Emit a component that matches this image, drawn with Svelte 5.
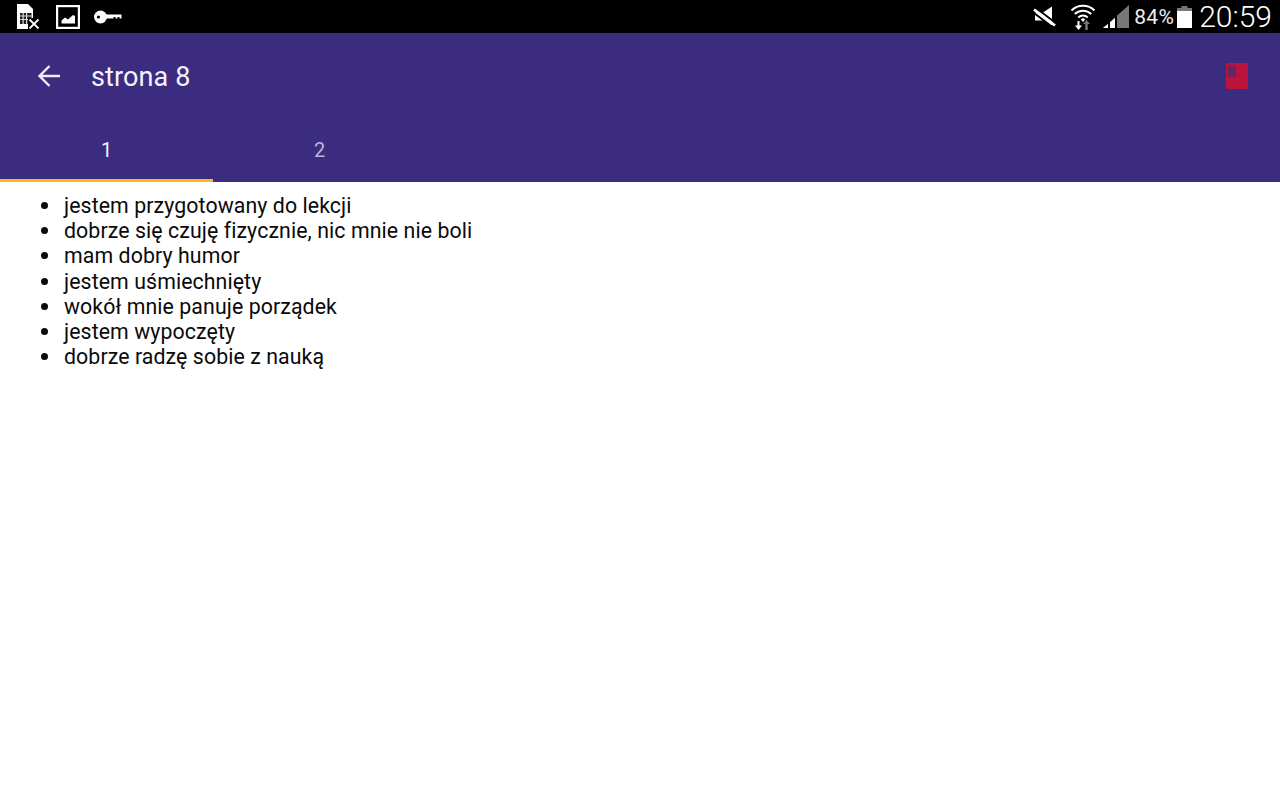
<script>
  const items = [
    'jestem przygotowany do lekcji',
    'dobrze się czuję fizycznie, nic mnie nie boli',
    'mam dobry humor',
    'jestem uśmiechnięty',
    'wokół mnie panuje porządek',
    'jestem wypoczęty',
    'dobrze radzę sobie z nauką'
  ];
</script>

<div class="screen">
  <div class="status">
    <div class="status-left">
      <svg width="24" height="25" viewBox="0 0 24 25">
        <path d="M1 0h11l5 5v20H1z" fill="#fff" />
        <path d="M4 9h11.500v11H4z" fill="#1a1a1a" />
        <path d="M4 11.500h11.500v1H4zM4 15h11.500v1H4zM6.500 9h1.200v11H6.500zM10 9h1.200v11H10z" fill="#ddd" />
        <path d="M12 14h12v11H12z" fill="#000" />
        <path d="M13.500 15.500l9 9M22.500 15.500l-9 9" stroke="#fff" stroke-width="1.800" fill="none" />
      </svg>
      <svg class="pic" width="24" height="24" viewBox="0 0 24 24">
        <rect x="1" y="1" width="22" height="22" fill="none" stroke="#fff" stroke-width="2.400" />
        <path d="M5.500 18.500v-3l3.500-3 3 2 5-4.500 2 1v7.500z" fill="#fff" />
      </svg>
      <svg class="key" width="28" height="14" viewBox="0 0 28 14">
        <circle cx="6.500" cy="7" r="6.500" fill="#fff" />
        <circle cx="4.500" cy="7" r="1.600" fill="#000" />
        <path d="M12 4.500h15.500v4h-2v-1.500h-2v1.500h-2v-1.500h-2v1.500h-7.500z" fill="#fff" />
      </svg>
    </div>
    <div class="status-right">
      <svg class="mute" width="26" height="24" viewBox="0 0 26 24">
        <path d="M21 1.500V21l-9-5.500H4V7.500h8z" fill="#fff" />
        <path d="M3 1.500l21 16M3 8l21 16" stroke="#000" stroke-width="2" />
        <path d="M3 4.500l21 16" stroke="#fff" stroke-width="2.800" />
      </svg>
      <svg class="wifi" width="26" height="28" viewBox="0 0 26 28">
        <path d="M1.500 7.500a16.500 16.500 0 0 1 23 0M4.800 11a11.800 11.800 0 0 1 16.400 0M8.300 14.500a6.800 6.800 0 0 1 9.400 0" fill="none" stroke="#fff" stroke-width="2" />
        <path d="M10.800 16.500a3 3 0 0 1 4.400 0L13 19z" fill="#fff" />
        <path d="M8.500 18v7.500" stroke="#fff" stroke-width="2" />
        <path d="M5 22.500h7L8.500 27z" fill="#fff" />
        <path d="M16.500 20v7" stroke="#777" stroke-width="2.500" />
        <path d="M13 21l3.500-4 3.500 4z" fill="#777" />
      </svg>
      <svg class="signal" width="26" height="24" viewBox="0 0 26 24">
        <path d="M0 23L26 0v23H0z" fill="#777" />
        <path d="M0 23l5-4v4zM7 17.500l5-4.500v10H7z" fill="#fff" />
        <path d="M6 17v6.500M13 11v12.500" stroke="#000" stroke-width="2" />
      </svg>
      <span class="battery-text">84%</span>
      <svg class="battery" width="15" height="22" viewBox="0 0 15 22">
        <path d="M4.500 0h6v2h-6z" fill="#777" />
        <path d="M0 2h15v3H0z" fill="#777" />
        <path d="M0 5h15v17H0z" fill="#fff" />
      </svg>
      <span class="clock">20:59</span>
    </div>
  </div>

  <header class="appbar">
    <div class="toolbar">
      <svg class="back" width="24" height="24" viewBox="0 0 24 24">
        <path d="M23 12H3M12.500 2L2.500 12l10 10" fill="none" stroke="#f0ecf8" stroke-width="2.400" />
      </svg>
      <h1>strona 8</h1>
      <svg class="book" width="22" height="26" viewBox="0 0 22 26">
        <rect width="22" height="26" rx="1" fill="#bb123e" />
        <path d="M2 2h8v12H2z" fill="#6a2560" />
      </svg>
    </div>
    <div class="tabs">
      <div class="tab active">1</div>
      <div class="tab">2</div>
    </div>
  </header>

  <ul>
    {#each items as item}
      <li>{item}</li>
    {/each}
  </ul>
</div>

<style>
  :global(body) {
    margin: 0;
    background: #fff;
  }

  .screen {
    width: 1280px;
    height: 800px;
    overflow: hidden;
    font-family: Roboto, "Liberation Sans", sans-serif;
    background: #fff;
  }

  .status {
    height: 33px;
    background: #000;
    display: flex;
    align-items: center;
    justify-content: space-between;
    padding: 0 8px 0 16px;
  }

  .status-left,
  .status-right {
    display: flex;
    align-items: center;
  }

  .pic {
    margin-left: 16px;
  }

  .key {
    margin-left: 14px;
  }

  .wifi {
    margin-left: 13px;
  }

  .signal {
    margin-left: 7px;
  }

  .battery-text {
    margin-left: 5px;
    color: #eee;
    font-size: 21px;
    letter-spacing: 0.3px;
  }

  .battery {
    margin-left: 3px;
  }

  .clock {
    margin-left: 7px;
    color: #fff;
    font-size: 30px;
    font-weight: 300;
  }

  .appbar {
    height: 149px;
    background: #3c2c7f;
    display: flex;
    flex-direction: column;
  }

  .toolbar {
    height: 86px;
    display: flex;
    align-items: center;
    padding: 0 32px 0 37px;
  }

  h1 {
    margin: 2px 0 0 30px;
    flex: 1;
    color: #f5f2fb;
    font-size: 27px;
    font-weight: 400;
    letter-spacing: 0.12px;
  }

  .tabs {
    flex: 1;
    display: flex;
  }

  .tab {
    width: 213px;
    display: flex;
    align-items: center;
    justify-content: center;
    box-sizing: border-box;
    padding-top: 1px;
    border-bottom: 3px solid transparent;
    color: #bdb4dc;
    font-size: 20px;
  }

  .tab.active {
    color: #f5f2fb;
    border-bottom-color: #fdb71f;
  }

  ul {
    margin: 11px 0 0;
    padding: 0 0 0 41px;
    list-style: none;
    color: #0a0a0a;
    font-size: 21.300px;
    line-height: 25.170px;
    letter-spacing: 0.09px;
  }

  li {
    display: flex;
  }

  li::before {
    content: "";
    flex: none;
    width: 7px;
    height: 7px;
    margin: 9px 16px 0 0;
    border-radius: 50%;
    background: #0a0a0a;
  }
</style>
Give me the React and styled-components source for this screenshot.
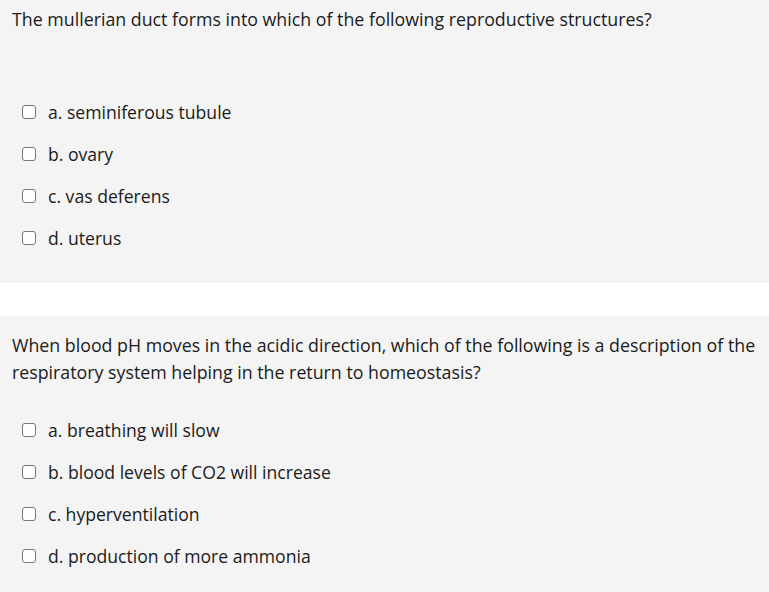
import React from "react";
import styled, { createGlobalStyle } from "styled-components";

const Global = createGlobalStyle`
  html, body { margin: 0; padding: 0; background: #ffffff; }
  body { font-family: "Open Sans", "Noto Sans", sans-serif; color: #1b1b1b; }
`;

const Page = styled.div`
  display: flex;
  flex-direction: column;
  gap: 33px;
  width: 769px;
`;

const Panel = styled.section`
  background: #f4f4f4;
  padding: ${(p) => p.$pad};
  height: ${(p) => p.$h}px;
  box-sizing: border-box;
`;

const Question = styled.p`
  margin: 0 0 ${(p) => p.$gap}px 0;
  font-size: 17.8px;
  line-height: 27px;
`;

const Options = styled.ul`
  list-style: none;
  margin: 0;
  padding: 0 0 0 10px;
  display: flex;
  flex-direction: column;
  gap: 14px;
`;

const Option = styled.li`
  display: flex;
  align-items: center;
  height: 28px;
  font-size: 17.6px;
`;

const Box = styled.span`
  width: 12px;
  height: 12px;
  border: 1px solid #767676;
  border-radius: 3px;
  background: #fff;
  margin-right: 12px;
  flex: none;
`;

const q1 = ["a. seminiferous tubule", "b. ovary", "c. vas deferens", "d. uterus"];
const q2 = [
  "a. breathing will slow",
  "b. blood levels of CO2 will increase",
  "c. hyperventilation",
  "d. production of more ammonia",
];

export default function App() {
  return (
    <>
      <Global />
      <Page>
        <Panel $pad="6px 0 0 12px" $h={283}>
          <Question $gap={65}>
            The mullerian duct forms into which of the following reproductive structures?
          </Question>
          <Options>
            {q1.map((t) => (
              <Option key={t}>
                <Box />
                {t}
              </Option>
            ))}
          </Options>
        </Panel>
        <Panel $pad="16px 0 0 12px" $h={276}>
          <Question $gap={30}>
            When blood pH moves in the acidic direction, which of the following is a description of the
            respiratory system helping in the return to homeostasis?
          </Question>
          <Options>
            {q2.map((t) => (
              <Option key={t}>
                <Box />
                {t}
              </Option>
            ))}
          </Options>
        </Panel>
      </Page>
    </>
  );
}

* * *

Your task: Give the number of lines where the string "components" occurs, without any further text.

Exercise output: 2